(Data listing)
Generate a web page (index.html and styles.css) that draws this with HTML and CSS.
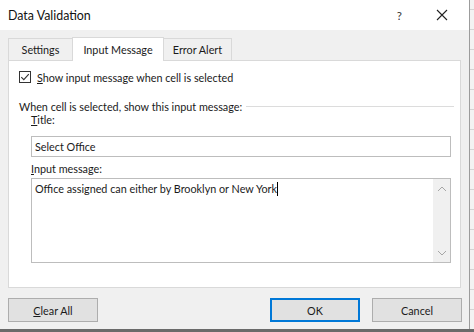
FILE: index.html
```html
<!DOCTYPE html>
<html>
<head>
<meta charset="utf-8">
<link rel="stylesheet" href="styles.css">
</head>
<body>
<div class="screen">
  <div class="dialog">
    <div class="titlebar">
      <span class="title">Data Validation</span>
      <span class="help">?</span>
      <svg class="close" width="12" height="12" viewBox="0 0 12 12"><path d="M1 1L11 11M11 1L1 11" stroke="#222" stroke-width="1.1" fill="none"/></svg>
    </div>
    <div class="tabs">
      <div class="tab">Settings</div>
      <div class="tab active">Input Message</div>
      <div class="tab">Error Alert</div>
    </div>
    <div class="panel">
      <div class="checkrow">
        <span class="checkbox"><svg width="12" height="12" viewBox="0 0 12 12"><path d="M2.3 6.2L4.8 8.7L9.8 3.2" stroke="#333" stroke-width="1.1" fill="none"/></svg></span>
        <span><u>S</u>how input message when cell is selected</span>
      </div>
      <div class="group">
        <span>When cell is selected, show this input message:</span>
        <span class="rule"></span>
      </div>
      <div class="field">
        <div class="label"><u>T</u>itle:</div>
        <div class="input">Select Office</div>
        <div class="label label2"><u>I</u>nput message:</div>
        <div class="textarea">
          <div class="text">Office assigned can either by Brooklyn or New York<span class="caret"></span></div>
          <div class="scroll">
            <svg width="10" height="6" viewBox="0 0 10 6"><path d="M1 5L5 1L9 5" stroke="#a6a6a6" stroke-width="1" fill="none"/></svg>
            <svg width="10" height="6" viewBox="0 0 10 6"><path d="M1 1L5 5L9 1" stroke="#a6a6a6" stroke-width="1" fill="none"/></svg>
          </div>
        </div>
      </div>
    </div>
    <div class="buttons">
      <div class="btn"><u>C</u>lear All</div>
      <div class="spacer"></div>
      <div class="btn ok">OK</div>
      <div class="btn cancel">Cancel</div>
    </div>
  </div>
  <div class="side"></div>
</div>
<div class="bottom"></div>
</body>
</html>
```
FILE: styles.css
```css
html, body {
  margin: 0;
  padding: 0;
}
body {
  width: 474px;
  height: 332px;
  overflow: hidden;
  background: #5f5f5f;
  font-family: Lato, "Noto Sans", sans-serif;
  font-size: 10.8px;
  color: #1a1a1a;
}
u {
  text-decoration: underline;
  text-underline-offset: 1px;
}
.screen {
  display: flex;
  height: 329px;
}
.dialog {
  width: 469px;
  height: 329px;
  background: #f0f0f0;
  border-right: 1px solid #9c9c9c;
  display: flex;
  flex-direction: column;
}
.side {
  flex: 1;
  background: linear-gradient(#d4d4d4 0 1px, transparent 1px) 0 9px / 100% 20px, #f3f3f3;
}
.bottom {
  height: 3px;
  background: #6a6a6a;
}
.titlebar {
  height: 30px;
  background: #ffffff;
  display: flex;
  align-items: center;
  padding-left: 8px;
  flex-shrink: 0;
}
.title {
  font-size: 12.4px;
  color: #111;
  flex: 1;
}
.help {
  font-size: 11.5px;
  color: #333;
  margin-right: 34px;
}
.close {
  margin-right: 21px;
}
.tabs {
  display: flex;
  align-items: flex-end;
  margin: 7px 0 0 8px;
  height: 23px;
  position: relative;
  z-index: 1;
}
.tab {
  height: 22px;
  box-sizing: border-box;
  border: 1px solid #d9d9d9;
  border-bottom: none;
  background: #f0f0f0;
  display: flex;
  align-items: center;
  justify-content: center;
  white-space: nowrap;
  color: #1a1a1a;
}
.tab:first-child {
  width: 64px;
  border-right: none;
}
.tab.active {
  width: 92px;
  height: 24px;
  background: #ffffff;
  margin-bottom: -1px;
  padding-bottom: 1px;
}
.tab:last-child {
  width: 68px;
  border-left: none;
}
.panel {
  margin: 0 8px;
  height: 228px;
  box-sizing: border-box;
  background: #ffffff;
  border: 1px solid #d9d9d9;
  padding: 9px 0 0 10px;
}
.checkrow {
  display: flex;
  align-items: center;
  gap: 6px;
  height: 14px;
}
.checkbox {
  width: 12px;
  height: 12px;
  box-sizing: border-box;
  border: 1px solid #333;
  display: flex;
}
.checkbox svg {
  margin: -1px;
}
.group {
  display: flex;
  align-items: center;
  margin-top: 14px;
  height: 16px;
  padding-right: 6px;
}
.rule {
  flex: 1;
  height: 1px;
  background: #dcdcdc;
  margin-left: 4px;
}
.field {
  padding-left: 12px;
  padding-right: 9px;
}
.label {
  margin-top: -2px;
  height: 16px;
  line-height: 16px;
}
.label2 {
  margin-top: 4px;
}
.input {
  margin-top: 8px;
  height: 21px;
  box-sizing: border-box;
  border: 1px solid #bdbdbd;
  padding: 0 3px;
  line-height: 19px;
}
.textarea {
  margin-top: 1px;
  height: 85px;
  box-sizing: border-box;
  border: 1px solid #bdbdbd;
  display: flex;
}
.text {
  flex: 1;
  padding: 1px 3px 0;
  line-height: 18px;
}
.caret {
  display: inline-block;
  width: 1px;
  height: 14px;
  background: #000;
  vertical-align: -3px;
}
.scroll {
  width: 17px;
  background: #f0f0f0;
  display: flex;
  flex-direction: column;
  justify-content: space-between;
  align-items: center;
  padding: 7px 0 6px;
}
.buttons {
  display: flex;
  margin-top: 10px;
  padding: 0 7px 0 8px;
}
.btn {
  width: 90px;
  height: 24px;
  box-sizing: border-box;
  border: 1px solid #adadad;
  background: #e1e1e1;
  display: flex;
  align-items: center;
  justify-content: center;
  color: #1a1a1a;
}
.spacer {
  flex: 1;
}
.ok {
  border: 2px solid #0078d7;
  margin-right: 12px;
}
```
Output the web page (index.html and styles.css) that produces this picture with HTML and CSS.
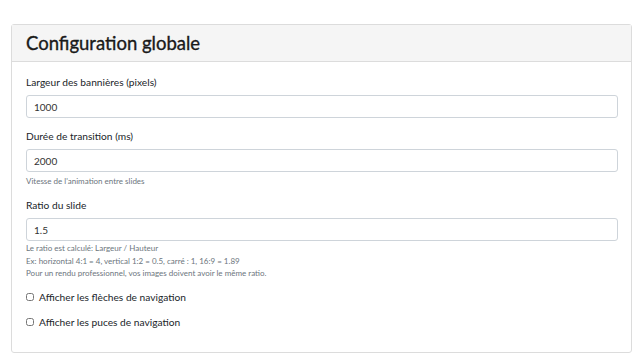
FILE: index.html
```html
<!DOCTYPE html>
<html lang="fr">
<head>
    <meta charset="UTF-8">
    <title>Configuration globale</title>
    <link rel="stylesheet" href="styles.css">
</head>
<body>
    <div class="card">
        <div class="card-header">
            <h2>Configuration globale</h2>
        </div>
        <div class="card-body">
            <div class="form-group">
                <label for="bannerWidth">Largeur des bannières (pixels)</label>
                <input type="text" id="bannerWidth" class="form-control" value="1000">
            </div>
            <div class="form-group">
                <label for="transition">Durée de transition (ms)</label>
                <input type="text" id="transition" class="form-control" value="2000">
                <small class="help">Vitesse de l'animation entre slides</small>
            </div>
            <div class="form-group ratio">
                <label for="ratio">Ratio du slide</label>
                <input type="text" id="ratio" class="form-control" value="1.5">
                <small class="help">Le ratio est calculé: Largeur / Hauteur<br>
                    Ex: horizontal 4:1 = 4, vertical 1:2 = 0.5, carré : 1, 16:9 = 1.89<br>
                    Pour un rendu professionnel, vos images doivent avoir le même ratio.</small>
            </div>
            <div class="form-check">
                <input type="checkbox" id="arrows">
                <label for="arrows">Afficher les flèches de navigation</label>
            </div>
            <div class="form-check">
                <input type="checkbox" id="dots">
                <label for="dots">Afficher les puces de navigation</label>
            </div>
        </div>
    </div>
</body>
</html>
```

FILE: styles.css
```css
body {
    margin: 0;
    padding: 24px 2px 0 11px;
    font-family: Lato, "Noto Sans", sans-serif;
    color: #212529;
    background-color: #fff;
}
.card {
    border: 1px solid #dcdcdc;
    border-radius: 3px;
    background-color: #fff;
}
.card-header {
    background-color: #f5f5f5;
    border-bottom: 1px solid #dcdcdc;
    height: 36px;
    display: flex;
    align-items: center;
    padding: 0 14px;
}
.card-header h2 {
    margin: 0;
    font-size: 18.5px;
    font-weight: 400;
    color: #1a1a1a;
    -webkit-text-stroke: 0.35px #1a1a1a;
}
.card-body {
    padding: 13px 13px 22px 14px;
}
.form-group {
    margin-bottom: 11px;
}
.form-group label {
    display: block;
    font-size: 10.2px;
    line-height: 14px;
    margin-bottom: 6px;
}
.form-control {
    display: block;
    box-sizing: border-box;
    width: 100%;
    height: 23px;
    padding: 0 7px;
    font-family: inherit;
    font-size: 10px;
    color: #333;
    border: 1px solid #ced4da;
    border-radius: 3px;
    background-color: #fff;
}
.help {
    display: block;
    margin-top: 3px;
    font-size: 8px;
    line-height: 12px;
    color: #6c757d;
}
.ratio .help {
    margin-top: 1px;
    line-height: 12.5px;
}
.ratio {
    margin-bottom: 9px;
}
.form-check {
    display: flex;
    align-items: center;
    height: 16px;
    margin-bottom: 9px;
}
.form-check:last-child {
    margin-bottom: 0;
}
.form-check input {
    margin: 0 5px 0 0;
    width: 8px;
    height: 8px;
}
.form-check label {
    font-size: 10.2px;
    line-height: 16px;
}
```
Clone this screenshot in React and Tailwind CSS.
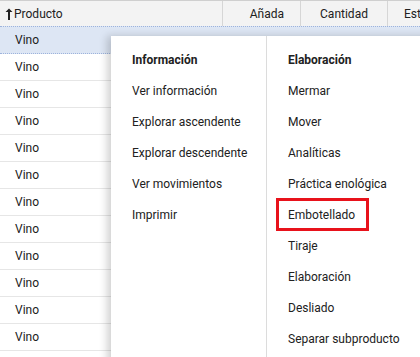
import { ArrowUp } from "lucide-react";

const info = ["Ver información", "Explorar ascendente", "Explorar descendente", "Ver movimientos", "Imprimir"];
const elab = [
  "Mermar",
  "Mover",
  "Analíticas",
  "Práctica enológica",
  "Embotellado",
  "Tiraje",
  "Elaboración",
  "Desliado",
  "Separar subproducto",
];

export default function App() {
  const rows = Array.from({ length: 12 });

  return (
    <div
      className="relative h-[357px] w-[420px] overflow-hidden bg-white text-[12px] text-[#212121]"
      style={{ fontFamily: "Roboto, 'Liberation Sans', sans-serif" }}
    >
      <div className="flex h-[26px] border-t border-[#cfcfcf] bg-[#f3f3f3]">
        <div className="flex w-[223px] shrink-0 items-center border-r border-[#d6d6d6] pl-[5px]">
          <svg width="8" height="12" viewBox="0 0 8 12" className="mr-[1px]">
            <path d="M4 0.5 L7.5 4 H5 V12 H3 V4 H0.5 Z" fill="#222" />
          </svg>
          <span>Producto</span>
        </div>
        <div className="flex w-[78px] shrink-0 items-center justify-end border-r border-[#d6d6d6] pr-[16px]">
          Añada
        </div>
        <div className="flex w-[87px] shrink-0 items-center justify-center border-r border-[#d6d6d6]">
          Cantidad
        </div>
        <div className="flex flex-1 items-center overflow-hidden whitespace-nowrap pl-[16px]">Est</div>
      </div>

      {rows.map((_, i) => (
        <div
          key={i}
          className={
            i === 0
              ? "flex h-[28px] items-center border-y border-dotted border-[#9db3dc] bg-[#dde6f4] pl-[15px]"
              : "flex h-[27px] items-center border-b border-[#e6e6e6] pl-[15px]"
          }
        >
          Vino
        </div>
      ))}

      <div className="absolute left-[111px] top-[36px] flex h-[340px] w-[330px] bg-white shadow-[-4px_0_8px_rgba(0,0,0,0.18)]">
        <div className="w-[156px] shrink-0 border-r border-[#dcdcdc] pl-[21px] pt-[8px]">
          <div className="flex h-[31px] items-center font-bold">Información</div>
          {info.map((t) => (
            <div key={t} className="flex h-[31px] items-center">
              {t}
            </div>
          ))}
        </div>
        <div className="flex-1 pl-[21px] pt-[8px]">
          <div className="flex h-[31px] items-center font-bold">Elaboración</div>
          {elab.map((t) => (
            <div key={t} className="flex h-[31px] items-center">
              {t === "Embotellado" ? (
                <span className="-ml-[12px] flex h-[33px] w-[93px] items-center border-[3px] border-[#e8121b] pl-[9px]">
                  {t}
                </span>
              ) : (
                t
              )}
            </div>
          ))}
        </div>
      </div>
    </div>
  );
}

**Given request:** Locate all lines in the listing above with the word "this" and copy them.

**Response:**
Generate a web page (index.html and styles.css) that draws this with HTML and CSS.
        <span>When cell is selected, show this input message:</span>
Output the web page (index.html and styles.css) that produces this picture with HTML and CSS.
Clone this screenshot in React and Tailwind CSS.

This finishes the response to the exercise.